Per questo motivo i paesi che falliscono sono davvero pochi e, se si esclude l’Argentina, praticamente dei paesi “grandi” non è fallito nessuno negli ultimi decenni. In genere, se proprio è destino che si arrivi alle estreme conseguenze, si giunge a un percorso condiviso per quanto doloroso per entrambi, ovvero a una ristrutturazione (taglio del debito) più o meno concordato.

Perché è improbabile che l’Italia fallisca

In realtà, è improbabile che almeno per ora l’Italia possa fallire. Lo è per tutta una serie di motivi.

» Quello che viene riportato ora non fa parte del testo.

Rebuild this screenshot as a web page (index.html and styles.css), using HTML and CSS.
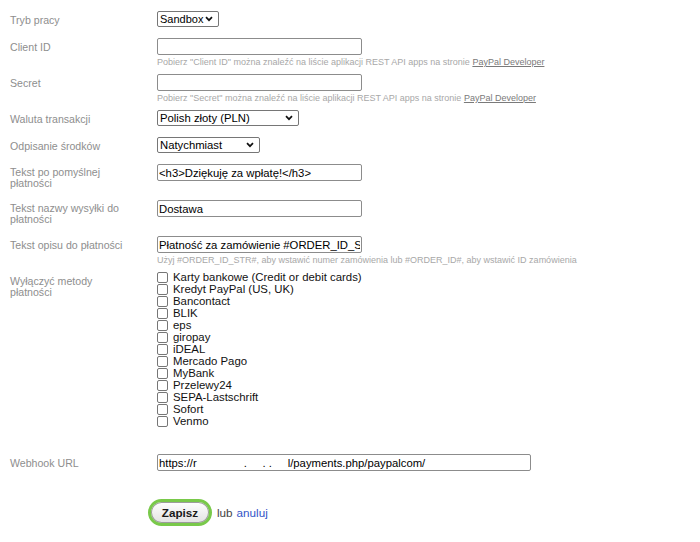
FILE: index.html
```
<!DOCTYPE html>
<html lang="pl">
<head>
<meta charset="utf-8">
<title>PayPal</title>
<link rel="stylesheet" href="styles.css">
</head>
<body>
<form class="form">
  <div class="row">
    <div class="label">Tryb pracy</div>
    <div class="field">
      <span class="sel-wrap">
        <select class="sel sel-mode"><option>Sandbox</option></select>
        <svg class="chev" width="8" height="6" viewBox="0 0 8 6"><polyline points="1,1.2 4,4.2 7,1.2" fill="none" stroke="#111" stroke-width="1.7"/></svg>
      </span>
    </div>
  </div>
  <div class="row">
    <div class="label">Client ID</div>
    <div class="field">
      <input class="txt" type="text">
      <div class="hint">Pobierz "Client ID" można znaleźć na liście aplikacji REST API apps na stronie <a class="hint-link">PayPal Developer</a></div>
    </div>
  </div>
  <div class="row after-hint">
    <div class="label">Secret</div>
    <div class="field">
      <input class="txt" type="text">
      <div class="hint">Pobierz "Secret" można znaleźć na liście aplikacji REST API apps na stronie <a class="hint-link">PayPal Developer</a></div>
    </div>
  </div>
  <div class="row after-hint">
    <div class="label">Waluta transakcji</div>
    <div class="field">
      <span class="sel-wrap">
        <select class="sel sel-currency"><option>Polish złoty (PLN)</option></select>
        <svg class="chev" width="8" height="6" viewBox="0 0 8 6"><polyline points="1,1.2 4,4.2 7,1.2" fill="none" stroke="#111" stroke-width="1.7"/></svg>
      </span>
    </div>
  </div>
  <div class="row">
    <div class="label">Odpisanie środków</div>
    <div class="field">
      <span class="sel-wrap">
        <select class="sel sel-capture"><option>Natychmiast</option></select>
        <svg class="chev" width="8" height="6" viewBox="0 0 8 6"><polyline points="1,1.2 4,4.2 7,1.2" fill="none" stroke="#111" stroke-width="1.7"/></svg>
      </span>
    </div>
  </div>
  <div class="row">
    <div class="label two">Tekst po pomyślnej płatności</div>
    <div class="field"><input class="txt" type="text" value="<h3>Dziękuję za wpłatę!</h3>"></div>
  </div>
  <div class="row">
    <div class="label two">Tekst nazwy wysyłki do płatności</div>
    <div class="field"><input class="txt" type="text" value="Dostawa"></div>
  </div>
  <div class="row">
    <div class="label">Tekst opisu do płatności</div>
    <div class="field">
      <input class="txt" type="text" value="Płatność za zamówienie #ORDER_ID_STR#">
      <div class="hint">Użyj #ORDER_ID_STR#, aby wstawić numer zamówienia lub #ORDER_ID#, aby wstawić ID zamówienia</div>
    </div>
  </div>
  <div class="row row-checks">
    <div class="label two">Wyłączyć metody płatności</div>
    <div class="field checks">
      <label class="check"><input type="checkbox" class="cb"><span>Karty bankowe (Credit or debit cards)</span></label>
      <label class="check"><input type="checkbox" class="cb"><span>Kredyt PayPal (US, UK)</span></label>
      <label class="check"><input type="checkbox" class="cb"><span>Bancontact</span></label>
      <label class="check"><input type="checkbox" class="cb"><span>BLIK</span></label>
      <label class="check"><input type="checkbox" class="cb"><span>eps</span></label>
      <label class="check"><input type="checkbox" class="cb"><span>giropay</span></label>
      <label class="check"><input type="checkbox" class="cb"><span>iDEAL</span></label>
      <label class="check"><input type="checkbox" class="cb"><span>Mercado Pago</span></label>
      <label class="check"><input type="checkbox" class="cb"><span>MyBank</span></label>
      <label class="check"><input type="checkbox" class="cb"><span>Przelewy24</span></label>
      <label class="check"><input type="checkbox" class="cb"><span>SEPA-Lastschrift</span></label>
      <label class="check"><input type="checkbox" class="cb"><span>Sofort</span></label>
      <label class="check"><input type="checkbox" class="cb"><span>Venmo</span></label>
    </div>
  </div>
  <div class="row row-webhook">
    <div class="label">Webhook URL</div>
    <div class="field"><input class="txt txt-wide" type="text" value="https://r               .     . .     l/payments.php/paypalcom/"></div>
  </div>
  <div class="actions">
    <button type="button" class="btn">Zapisz</button>
    <span class="or">lub</span>
    <a class="cancel">anuluj</a>
  </div>
</form>
</body>
</html>
```

FILE: styles.css
```
html, body {
  margin: 0;
  padding: 0;
  background: #fff;
}

.form {
  display: flex;
  flex-direction: column;
  padding: 0 0 0 10px;
  font-family: "Liberation Sans", Arial, sans-serif;
}

.row {
  display: flex;
  margin-top: 11px;
}

.row.after-hint {
  margin-top: 6px;
}

.row-checks {
  margin-top: 5px;
}

.row-webhook {
  margin-top: 27px;
}

.label {
  width: 147px;
  flex: none;
  box-sizing: border-box;
  padding-top: 4px;
  padding-right: 25px;
  color: #8e8e8e;
  font-size: 10.6px;
  line-height: 11px;
}

.label.two {
  padding-top: 3px;
}

.row-checks .label.two {
  padding-top: 5px;
}

.field {
  display: flex;
  flex-direction: column;
  align-items: flex-start;
}

.txt {
  box-sizing: border-box;
  width: 205px;
  height: 17px;
  margin: 0;
  padding: 0 1px;
  border: 1px solid #8c8c8c;
  border-radius: 2px;
  background: #fff;
  color: #000;
  font-family: "Liberation Sans", Arial, sans-serif;
  font-size: 11.3px;
  line-height: 15px;
  outline: none;
}

.txt-wide {
  width: 374px;
}

.sel-wrap {
  position: relative;
  display: inline-flex;
}

.sel {
  appearance: none;
  -webkit-appearance: none;
  box-sizing: border-box;
  height: 16px;
  margin: 0;
  padding: 0 12px 0 2px;
  border: 1px solid #767676;
  border-radius: 2px;
  background: #fff;
  color: #000;
  font-family: "Liberation Sans", Arial, sans-serif;
  font-size: 11.3px;
  line-height: 14px;
}

.chev {
  position: absolute;
  top: 5px;
  right: 6px;
  pointer-events: none;
}

.sel-mode {
  width: 62px;
  font-size: 11px;
}

.sel-currency {
  width: 142px;
}

.sel-capture {
  width: 103px;
}

.hint {
  margin-top: 1px;
  color: #a8a8a8;
  font-size: 9px;
  line-height: 12px;
  white-space: nowrap;
}

.hint-link {
  color: #7a7a7a;
  text-decoration: underline;
}

.checks {
  display: flex;
  flex-direction: column;
}

.check {
  display: flex;
  align-items: center;
  height: 12px;
  color: #111;
  font-size: 11.4px;
  line-height: 12px;
  white-space: nowrap;
}

.cb {
  appearance: none;
  -webkit-appearance: none;
  box-sizing: border-box;
  width: 11px;
  height: 11px;
  margin: 0 5px 0 0;
  border: 1px solid #767676;
  border-radius: 2px;
  background: #fff;
}

.actions {
  display: flex;
  align-items: center;
  margin-top: 28px;
  padding-left: 138px;
  font-size: 11.7px;
}

.btn {
  box-sizing: border-box;
  width: 64px;
  height: 27px;
  margin: 0;
  padding: 0;
  border: 3px solid #79c94a;
  border-radius: 14px;
  background: linear-gradient(#ffffff, #e2e2e2);
  box-shadow: inset 0 0 0 1px #9c9c9c;
  color: #1a1a1a;
  font-family: "Liberation Sans", Arial, sans-serif;
  font-size: 11.7px;
  font-weight: bold;
}

.or {
  margin-left: 5px;
  color: #444;
}

.cancel {
  margin-left: 4px;
  color: #3355c8;
}
```
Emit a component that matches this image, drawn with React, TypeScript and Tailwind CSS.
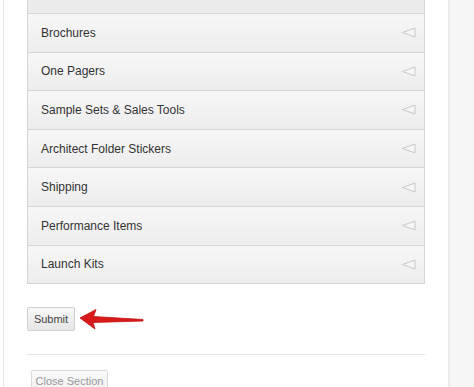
import React from "react";

const items = [
  "Brochures",
  "One Pagers",
  "Sample Sets & Sales Tools",
  "Architect Folder Stickers",
  "Shipping",
  "Performance Items",
  "Launch Kits",
];

const Caret = () => (
  <svg width="15" height="11" viewBox="0 0 15 11" className="shrink-0">
    <path d="M14 1 L1.5 5.5 L14 10 Z" fill="#f6f6f6" stroke="#c8c8c8" strokeWidth="1" strokeLinejoin="round" />
  </svg>
);

const Row = ({ label }: { label: string }) => (
  <div className="flex h-[38.6px] shrink-0 items-center justify-between border-x border-b border-[#d6d6d6] bg-gradient-to-b from-[#f7f7f7] to-[#ededed] pl-[13px] pr-[8px]">
    <span className="text-[12px] text-[#333]">{label}</span>
    <Caret />
  </div>
);

const Arrow = () => (
  <svg width="66" height="22" viewBox="0 0 66 22" className="ml-[4px] shrink-0">
    <path d="M1 10 L17 1.5 L14.5 8.5 L64 11.5 L64 13 L14 14.5 L16 21 Z" fill="#d91a1a" stroke="#c01010" strokeWidth="0.8" strokeLinejoin="round" />
  </svg>
);

export default function App() {
  return (
    <div className="flex h-[387px] w-[474px] overflow-hidden bg-white font-['Liberation_Sans',Arial,sans-serif]">
      <div className="ml-[3px] w-px shrink-0 bg-[#e6e6e6]" />
      <div className="ml-[23px] flex w-[398px] shrink-0 flex-col">
        <div className="h-[14px] shrink-0 border-x border-b border-[#d6d6d6] bg-[#ececec]" />
        {items.map((item) => (
          <Row key={item} label={item} />
        ))}
        <div className="mt-[23px] flex shrink-0 items-center">
          <button className="h-[24px] w-[48px] rounded-[2px] border border-[#cfcfcf] bg-gradient-to-b from-[#f8f8f8] to-[#e6e6e6] text-[11px] text-[#444]">
            Submit
          </button>
          <Arrow />
        </div>
        <div className="mt-[23px] h-px shrink-0 bg-[#e4e4e4]" />
        <div className="mt-[13px] shrink-0 pl-[4px]">
          <button className="h-[24px] w-[77px] rounded-[2px] border border-[#dadada] bg-gradient-to-b from-[#fafafa] to-[#efefef] pb-[2px] text-[11px] text-[#999]">
            Close Section
          </button>
        </div>
      </div>
      <div className="ml-[23px] flex-1 border-l-2 border-[#ececec] bg-[#f7f7f7]" />
    </div>
  );
}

In primo luogo, perché i fondamentali italiani sono abbastanza solidi: lo stock di debito non è l’unico parametro che gli investitori prendono in considerazione, e una crescita moderata unita a un mercato del lavoro arrancante è troppo poco per azzerare la fiducia degli investitori.

Secondariamente, perché l’Italia, pur meritando certamente più supporto di quello che ha al momento, non è sola. Nella stessa barca si trovano altri paesi europei, e al timone c’è la Banca Centrale Europea. Il varo del Quantitative Easing (il secondo in cinque anni) ne è la dimostrazione. Infatti, il Quantitative Easing non è altro che l’acquisto di debito senza garanzie, senza interessi e sostanzialmente “a babbo morto” dei titoli di debito pubblico da parte della banca centrale. In buona sostanza, l’Italia, come tanti altri paesi, diventa debitore della BCE, che però è un creditore che “per definizione” è abbastanza accomodante.